As we left the museum, Nicola and Michele decided that we should see another local product, so they led us into Carmela Colantuono’s panificio (bakery), a few steps away from the museum. Inside was a beautiful display of huge round breads, looking something like giant bagels, presided over by the owner-baker, who was a ringer for my Grandma La Posta. The loaves, Michele explained, were examples of a unique bread, made only at Easter time, and only at this bakery in Frosolone.

According to him, the bread is made of eggs and a spice he called canella. Even though my wife, who was a “Jill of all trades” – including barber, builder and baker – had familiarized me with many spices, I had to look that one up. I discovered that it’s a white cinnamon.

When Michele explained to Carmela what we were doing in Frosolone, she took down one of the loaves, cut it in half with a large knife that was crafted, no doubt, in town, and proceeded to cut generous slices and hand one to each of us. It was sweet, light and delicious.

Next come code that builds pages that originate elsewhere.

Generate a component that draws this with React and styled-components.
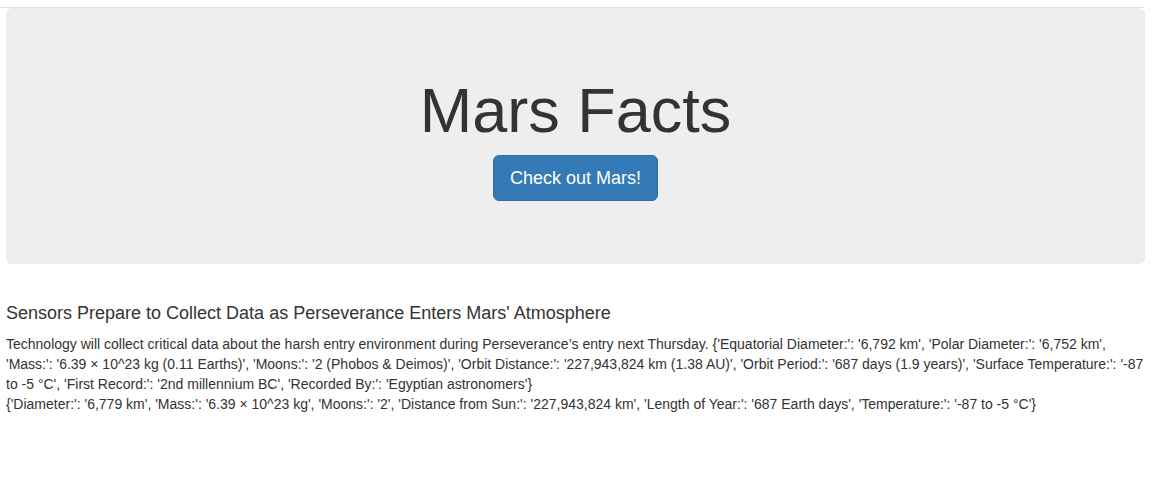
import React from 'react'
import styled, { createGlobalStyle } from 'styled-components'

const GlobalStyle = createGlobalStyle`
  body {
    margin: 0;
    background: #fff;
    font-family: "Liberation Sans", Arial, sans-serif;
    font-size: 14px;
    line-height: 1.428571;
    color: #333;
  }
`

const TopRule = styled.div`
  height: 7px;
  width: 1145px;
  border-bottom: 1px solid #e2e2e2;
`

const Page = styled.div`
  width: 1139px;
  margin-left: 6px;
`

const Jumbotron = styled.div`
  background-color: #eee;
  border-radius: 6px;
  padding: 48px 60px;
  margin-bottom: 40px;
  text-align: center;

  h1 {
    margin: 20px 0 10px;
    font-size: 63px;
    font-weight: 500;
    line-height: 1.1;
    color: #333;
  }
`

const ButtonRow = styled.div`
  margin-bottom: 15px;
  font-size: 0;
`

const Button = styled.a`
  display: inline-block;
  padding: 10px 16px;
  font-size: 18px;
  line-height: 1.3333333;
  color: #fff;
  background-color: #337ab7;
  border: 1px solid #2e6da4;
  border-radius: 6px;
  text-decoration: none;
  cursor: pointer;
`

const Headline = styled.h4`
  margin: 0 0 10px;
  font-size: 18px;
  font-weight: 500;
  line-height: 1.1;
`

const Body = styled.p`
  margin: 0;
  font-size: 14px;
  line-height: 20px;
`

const App = () => {
  const facts = "{'Equatorial Diameter:': '6,792 km', 'Polar Diameter:': '6,752 km', 'Mass:': '6.39 × 10^23 kg (0.11 Earths)', 'Moons:': '2 (Phobos & Deimos)', 'Orbit Distance:': '227,943,824 km (1.38 AU)', 'Orbit Period:': '687 days (1.9 years)', 'Surface Temperature:': '-87 to -5 °C', 'First Record:': '2nd millennium BC', 'Recorded By:': 'Egyptian astronomers'}"
  const summary = "{'Diameter:': '6,779 km', 'Mass:': '6.39 × 10^23 kg', 'Moons:': '2', 'Distance from Sun:': '227,943,824 km', 'Length of Year:': '687 Earth days', 'Temperature:': '-87 to -5 °C'}"

  return (
    <>
      <GlobalStyle />
      <TopRule />
      <Page>
        <Jumbotron>
          <h1>Mars Facts</h1>
          <ButtonRow>
            <Button href="#">Check out Mars!</Button>
          </ButtonRow>
        </Jumbotron>
        <Headline>Sensors Prepare to Collect Data as Perseverance Enters Mars' Atmosphere</Headline>
        <Body>
          Technology will collect critical data about the harsh entry environment during Perseverance’s entry next Thursday. {facts}
        </Body>
        <Body>{summary}</Body>
      </Page>
    </>
  )
}

export default App
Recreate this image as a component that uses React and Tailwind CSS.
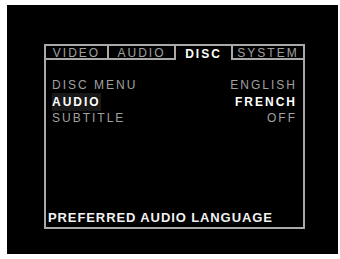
const tabs = [
  { label: 'VIDEO', w: 'w-[63px]' },
  { label: 'AUDIO', w: 'w-[67px]' },
  { label: 'DISC', w: 'w-[57px]', active: true },
  { label: 'SYSTEM', w: 'w-[74px]', last: true },
];

const rows = [
  { label: 'DISC MENU', value: 'ENGLISH' },
  { label: 'AUDIO', value: 'FRENCH', selected: true },
  { label: 'SUBTITLE', value: 'OFF' },
];

export default function App() {
  return (
    <div className="w-[340px] h-[259px] bg-white pl-[7px] pt-[5px] font-['Liberation_Sans',Arial,sans-serif]">
      <div className="w-[331px] h-[249px] bg-black pl-[37px] pt-[39px]">
        <div className="w-[261px]">
          {/* tab strip */}
          <div className="flex h-[16px]">
            {tabs.map((t) => (
              <div
                key={t.label}
                className={
                  'flex items-center justify-center pt-[1px] border-t-2 border-l-2 border-[#a9a9a9] text-[12px] leading-none tracking-[2px] ' +
                  t.w +
                  (t.active ? ' text-white font-bold' : ' border-b-2 text-[#a0a0a0]') +
                  (t.last ? ' border-r-2' : '')
                }
              >
                {t.label}
              </div>
            ))}
          </div>

          {/* panel */}
          <div className="h-[169px] border-l-2 border-r-2 border-b-2 border-[#a9a9a9] flex flex-col pt-[17px] pb-[1px]">
            <div className="flex flex-col pl-[6px] pr-[8px]">
              {rows.map((r) => (
                <div
                  key={r.label}
                  className={
                    'flex justify-between items-center h-[16.5px] text-[12px] tracking-[2px] ' +
                    (r.selected ? 'text-white font-bold' : 'text-[#a0a0a0]')
                  }
                >
                  <span className={r.selected ? 'bg-[#181818]' : ''}>{r.label}</span>
                  <span className="-mr-[2px]">{r.value}</span>
                </div>
              ))}
            </div>

            <div className="mt-auto pl-[2px] h-[16px] flex items-center text-[13px] tracking-[0.9px] text-[#f2f2f2] font-bold">
              PREFERRED AUDIO LANGUAGE
            </div>
          </div>
        </div>
      </div>
    </div>
  );
}
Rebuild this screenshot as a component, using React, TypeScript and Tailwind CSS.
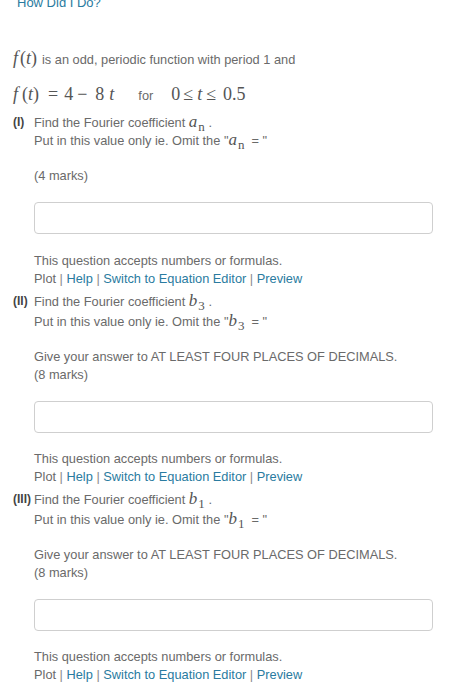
import React from 'react';

const serif = { fontFamily: '"Liberation Serif", "DejaVu Serif", serif' };
const sans = { fontFamily: '"Liberation Sans", Arial, sans-serif' };

const Sub = ({ base, sub }: { base: string; sub: string }) => (
  <span className="text-[#555]" style={serif}>
    <span className="italic text-[17px]">{base}</span>
    <span className="relative top-[4px] ml-[1px] text-[13px]">{sub}</span>
  </span>
);

const Links = ({ first }: { first: boolean }) => (
  <div className={first ? 'mt-[18px] leading-[18px]' : 'mt-[17px] leading-[18px]'}>
    <div>This question accepts numbers or formulas.</div>
    <div>
      Plot <span className="text-[#8a8a8a]">|</span>{' '}
      <span className="text-[#2a7ba0]">Help</span>{' '}
      <span className="text-[#8a8a8a]">|</span>{' '}
      <span className="text-[#2a7ba0]">Switch to Equation Editor</span>{' '}
      <span className="text-[#8a8a8a]">|</span>{' '}
      <span className="text-[#2a7ba0]">Preview</span>
    </div>
  </div>
);

type Q = {
  label: string;
  coef: [string, string];
  decimals: boolean;
  marks: string;
};

const questions: Q[] = [
  { label: '(I)', coef: ['a', 'n'], decimals: false, marks: '(4 marks)' },
  { label: '(II)', coef: ['b', '3'], decimals: true, marks: '(8 marks)' },
  { label: '(III)', coef: ['b', '1'], decimals: true, marks: '(8 marks)' },
];

const Question = ({ q, first }: { q: Q; first: boolean }) => (
  <div className={first ? 'mt-[10px] flex' : 'mt-[4px] flex'}>
    <div className="w-[21px] shrink-0 -ml-[1px] font-bold text-[12px] text-[#444] leading-[18px] whitespace-nowrap">
      {q.label}
    </div>
    <div className="flex-1 min-w-0">
      <div className={first ? 'leading-[18px] h-[18px] whitespace-nowrap' : 'leading-[18px] h-[20px] whitespace-nowrap'}>
        Find the Fourier coefficient <Sub base={q.coef[0]} sub={q.coef[1]} /> .
      </div>
      <div className="leading-[18px] h-[18px] whitespace-nowrap">
        Put in this value only ie. Omit the "<Sub base={q.coef[0]} sub={q.coef[1]} />
        <span className="ml-[7px]">= "</span>
      </div>
      <div className="h-[18px]" />
      {q.decimals && (
        <div className="leading-[18px] whitespace-nowrap">
          Give your answer to AT LEAST FOUR PLACES OF DECIMALS.
        </div>
      )}
      <div className="leading-[18px]">{q.marks}</div>
      <div className="mt-[17px] w-[399px] h-[32px] rounded-[4px] border border-[#cfcfcf] bg-white" />
      <Links first={first} />
    </div>
  </div>
);

export default function App() {
  return (
    <div
      className="w-[456px] h-[700px] overflow-hidden bg-white pl-[14px] text-[12.8px] text-[#6a6a6a]"
      style={sans}
    >
      <div className="-mt-[6px] pl-[3px] text-[13px] leading-[18px] text-[#2a7ba0]">How Did I Do?</div>

      <div className="mt-[37px] leading-[18px] h-[18px] -ml-[1px] whitespace-nowrap">
        <span className="text-[18px] text-[#555]" style={serif}>
          <span className="italic">f</span>
          <span className="ml-[2px]">(</span>
          <span className="italic">t</span>)
        </span>
        <span className="ml-[5px]">is an odd, periodic function with period 1 and</span>
      </div>

      <div
        className="mt-[18px] flex items-baseline h-[18px] leading-[18px] text-[#555] text-[18px] -ml-[1px] whitespace-nowrap"
        style={serif}
      >
        <span className="italic">f</span>
        <span className="ml-[4px]">(</span>
        <span className="italic">t</span>
        <span>)</span>
        <span className="ml-[9px]">=</span>
        <span className="ml-[6px]">4</span>
        <span className="ml-[4px]">−</span>
        <span className="ml-[8px]">8</span>
        <span className="ml-[5px] italic">t</span>
        <span className="ml-[24px] text-[12.8px] text-[#6a6a6a]" style={sans}>
          for
        </span>
        <span className="ml-[18px]">0</span>
        <span className="ml-[3px]">≤</span>
        <span className="ml-[4px] italic">t</span>
        <span className="ml-[4px]">≤</span>
        <span className="ml-[7px]">0.5</span>
      </div>

      {questions.map((q, i) => (
        <Question key={q.label} q={q} first={i === 0} />
      ))}
    </div>
  );
}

The baker wrapped the remaining half loaf and presented it to me. I reached for my money, but she insisted that she would take none. I pressed the issue as far as I could without insulting her, then relented and reached for her hand as if to shake it. Instead, in the spirit of the moment, I held her hand in the familiar chivalrous way, bent down and kissed it. She glowed just a little bit, and since the shop was filled only with Italians and Italian-Americans, there was a kind of collective, joyous sound that told me I made just the right gesture at just the right time.